## begin Data
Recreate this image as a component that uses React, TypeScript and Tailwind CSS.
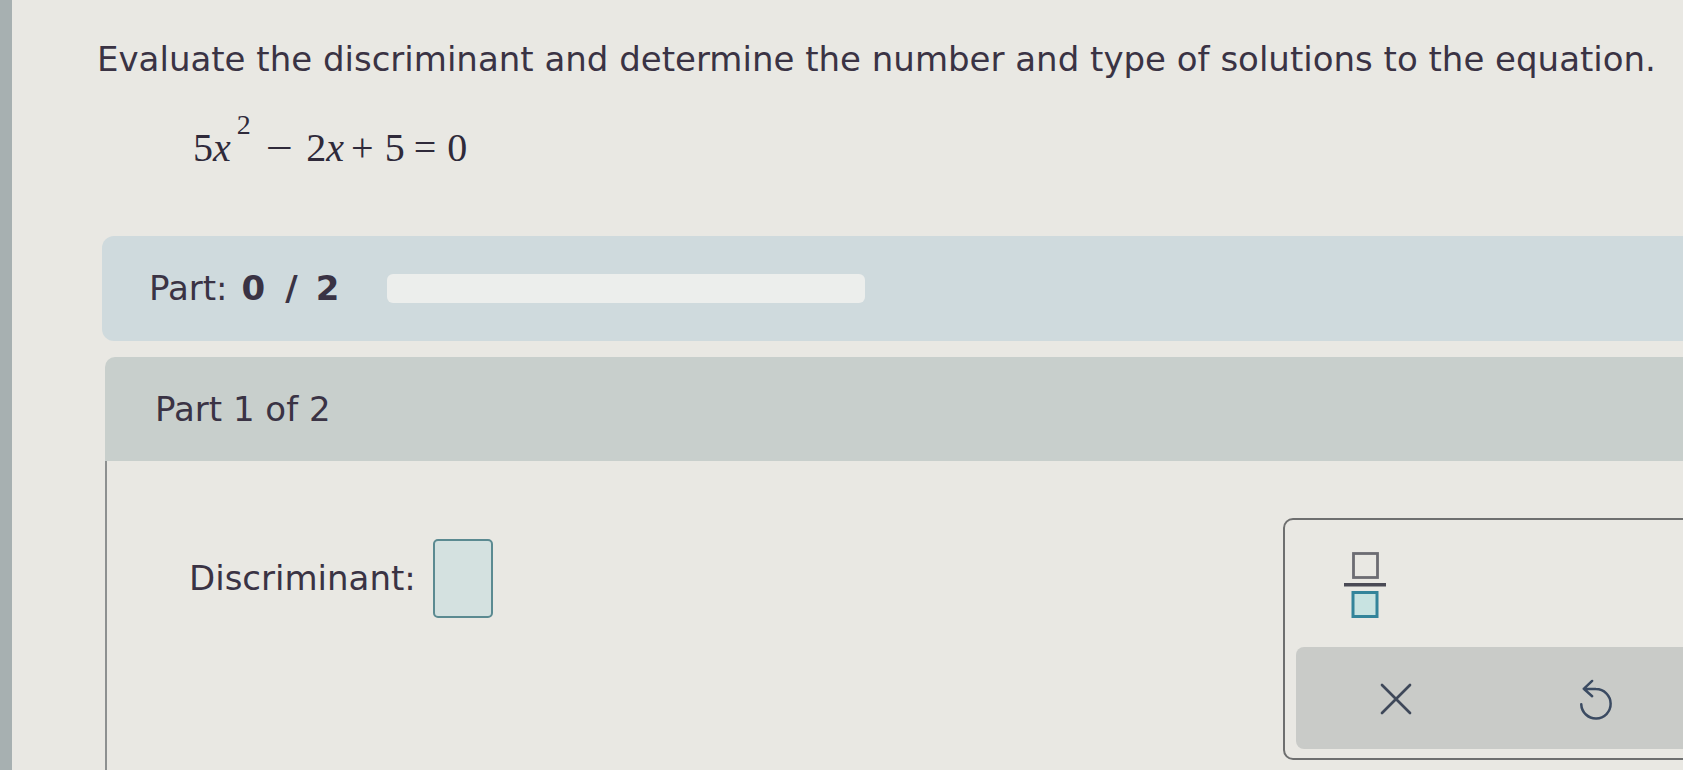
import React from "react";

const sans = { fontFamily: '"DejaVu Sans", Verdana, sans-serif' };

function FractionIcon() {
  return (
    <svg width="44" height="66" viewBox="0 0 44 66" fill="none">
      <rect x="9.5" y="1.5" width="24" height="24" stroke="#6c6c72" strokeWidth="2.8" />
      <rect x="0" y="31" width="42" height="3.5" fill="#4a4a55" />
      <rect x="9" y="40.5" width="24" height="24" fill="#c8e3e1" stroke="#33849a" strokeWidth="3" />
    </svg>
  );
}

function XIcon() {
  return (
    <svg width="32" height="32" viewBox="0 0 32 32" fill="none">
      <path d="M2 2 L30 30 M30 2 L2 30" stroke="#3e4859" strokeWidth="2.7" strokeLinecap="round" />
    </svg>
  );
}

function UndoIcon() {
  return (
    <svg width="37" height="44" viewBox="0 0 34 40" fill="none">
      <path
        d="M13 2.5 L5.3 9.7 L13 16.5 M5.3 9.7 L16.5 10 A13.5 13.5 0 1 1 3 24"
        stroke="#3b4b62"
        strokeWidth="2.3"
        strokeLinecap="round"
        strokeLinejoin="round"
      />
    </svg>
  );
}

export default function App() {
  return (
    <div className="w-[1683px] h-[770px] overflow-hidden flex bg-[#e9e8e3] text-[#3a3344]" style={sans}>
      <div className="w-[12px] shrink-0 bg-[#a7b0b1]" />
      <div className="flex-1 flex flex-col pl-[85px] pt-[39px] min-w-0">
        <div className="text-[34px] leading-[40px] whitespace-nowrap">
          Evaluate the discriminant and determine the number and type of solutions to the equation.
        </div>

        <div
          className="mt-[47px] ml-[96px] h-[44px] flex items-baseline text-[40px] leading-[44px] text-[#2f2a3a]"
          style={{ fontFamily: '"Liberation Serif", "Times New Roman", serif' }}
        >
          <span>5</span>
          <span className="italic">x</span>
          <span className="relative -top-[27px] text-[28px] ml-[6px]">2</span>
          <span className="ml-[17px] scale-x-[1.2]">−</span>
          <span className="ml-[16px]">2</span>
          <span className="italic">x</span>
          <span className="ml-[7px]">+</span>
          <span className="ml-[11px]">5</span>
          <span className="ml-[9px]">=</span>
          <span className="ml-[11px]">0</span>
        </div>

        <div className="mt-[66px] ml-[5px] h-[105px] w-[1700px] shrink-0 rounded-l-[12px] bg-[#cfdadd] flex items-center pl-[47px]">
          <div className="text-[34px] whitespace-nowrap flex">
            <span>Part:</span>
            <span className="font-bold ml-[14px]">0</span>
            <span className="font-bold ml-[20px]">/</span>
            <span className="font-bold ml-[18px]">2</span>
          </div>
          <div className="ml-[48px] w-[478px] h-[29px] rounded-[6px] bg-[#eceeec]" />
        </div>

        <div className="mt-[16px] ml-[8px] w-[1700px] shrink-0 flex flex-col flex-1">
          <div className="h-[104px] rounded-tl-[10px] bg-[#c8cfcc] flex items-center pl-[50px]">
            <div className="text-[34px] whitespace-nowrap">Part 1 of 2</div>
          </div>
          <div className="flex-1 border-l-2 border-[#8d9090] flex items-start pt-[57px]">
            <div className="w-[1176px] shrink-0 mt-[21px] pl-[82px] flex items-center">
              <div className="text-[34px] whitespace-nowrap">Discriminant:</div>
              <div className="ml-[17px] w-[60px] h-[79px] rounded-[5px] border-2 border-[#5b8a91] bg-[#d4e1e0]" />
            </div>
            <div className="w-[600px] h-[242px] shrink-0 rounded-[10px] border-2 border-[#6e6f6f] flex flex-col px-[11px] pt-[32px]">
              <div className="pl-[48px] h-[66px]">
                <FractionIcon />
              </div>
              <div className="mt-[29px] h-[102px] rounded-[8px] bg-[#c9cbc8] grid grid-cols-[200px_200px] items-center">
                <div className="flex justify-center pt-[2px]">
                  <XIcon />
                </div>
                <div className="flex justify-center pt-[4px]">
                  <UndoIcon />
                </div>
              </div>
            </div>
          </div>
        </div>
      </div>
    </div>
  );
}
## end Data
> _Objective_: Except for the pictures, give all the material above again verbatim.

> _In response_:
Recreate this image as a component that uses React, TypeScript and Tailwind CSS.
import React from "react";

const sans = { fontFamily: '"DejaVu Sans", Verdana, sans-serif' };

function FractionIcon() {
  return (
    <svg width="44" height="66" viewBox="0 0 44 66" fill="none">
      <rect x="9.5" y="1.5" width="24" height="24" stroke="#6c6c72" strokeWidth="2.8" />
      <rect x="0" y="31" width="42" height="3.5" fill="#4a4a55" />
      <rect x="9" y="40.5" width="24" height="24" fill="#c8e3e1" stroke="#33849a" strokeWidth="3" />
    </svg>
  );
}

function XIcon() {
  return (
    <svg width="32" height="32" viewBox="0 0 32 32" fill="none">
      <path d="M2 2 L30 30 M30 2 L2 30" stroke="#3e4859" strokeWidth="2.7" strokeLinecap="round" />
    </svg>
  );
}

function UndoIcon() {
  return (
    <svg width="37" height="44" viewBox="0 0 34 40" fill="none">
      <path
        d="M13 2.5 L5.3 9.7 L13 16.5 M5.3 9.7 L16.5 10 A13.5 13.5 0 1 1 3 24"
        stroke="#3b4b62"
        strokeWidth="2.3"
        strokeLinecap="round"
        strokeLinejoin="round"
      />
    </svg>
  );
}

export default function App() {
  return (
    <div className="w-[1683px] h-[770px] overflow-hidden flex bg-[#e9e8e3] text-[#3a3344]" style={sans}>
      <div className="w-[12px] shrink-0 bg-[#a7b0b1]" />
      <div className="flex-1 flex flex-col pl-[85px] pt-[39px] min-w-0">
        <div className="text-[34px] leading-[40px] whitespace-nowrap">
          Evaluate the discriminant and determine the number and type of solutions to the equation.
        </div>

        <div
          className="mt-[47px] ml-[96px] h-[44px] flex items-baseline text-[40px] leading-[44px] text-[#2f2a3a]"
          style={{ fontFamily: '"Liberation Serif", "Times New Roman", serif' }}
        >
          <span>5</span>
          <span className="italic">x</span>
          <span className="relative -top-[27px] text-[28px] ml-[6px]">2</span>
          <span className="ml-[17px] scale-x-[1.2]">−</span>
          <span className="ml-[16px]">2</span>
          <span className="italic">x</span>
          <span className="ml-[7px]">+</span>
          <span className="ml-[11px]">5</span>
          <span className="ml-[9px]">=</span>
          <span className="ml-[11px]">0</span>
        </div>

        <div className="mt-[66px] ml-[5px] h-[105px] w-[1700px] shrink-0 rounded-l-[12px] bg-[#cfdadd] flex items-center pl-[47px]">
          <div className="text-[34px] whitespace-nowrap flex">
            <span>Part:</span>
            <span className="font-bold ml-[14px]">0</span>
            <span className="font-bold ml-[20px]">/</span>
            <span className="font-bold ml-[18px]">2</span>
          </div>
          <div className="ml-[48px] w-[478px] h-[29px] rounded-[6px] bg-[#eceeec]" />
        </div>

        <div className="mt-[16px] ml-[8px] w-[1700px] shrink-0 flex flex-col flex-1">
          <div className="h-[104px] rounded-tl-[10px] bg-[#c8cfcc] flex items-center pl-[50px]">
            <div className="text-[34px] whitespace-nowrap">Part 1 of 2</div>
          </div>
          <div className="flex-1 border-l-2 border-[#8d9090] flex items-start pt-[57px]">
            <div className="w-[1176px] shrink-0 mt-[21px] pl-[82px] flex items-center">
              <div className="text-[34px] whitespace-nowrap">Discriminant:</div>
              <div className="ml-[17px] w-[60px] h-[79px] rounded-[5px] border-2 border-[#5b8a91] bg-[#d4e1e0]" />
            </div>
            <div className="w-[600px] h-[242px] shrink-0 rounded-[10px] border-2 border-[#6e6f6f] flex flex-col px-[11px] pt-[32px]">
              <div className="pl-[48px] h-[66px]">
                <FractionIcon />
              </div>
              <div className="mt-[29px] h-[102px] rounded-[8px] bg-[#c9cbc8] grid grid-cols-[200px_200px] items-center">
                <div className="flex justify-center pt-[2px]">
                  <XIcon />
                </div>
                <div className="flex justify-center pt-[4px]">
                  <UndoIcon />
                </div>
              </div>
            </div>
          </div>
        </div>
      </div>
    </div>
  );
}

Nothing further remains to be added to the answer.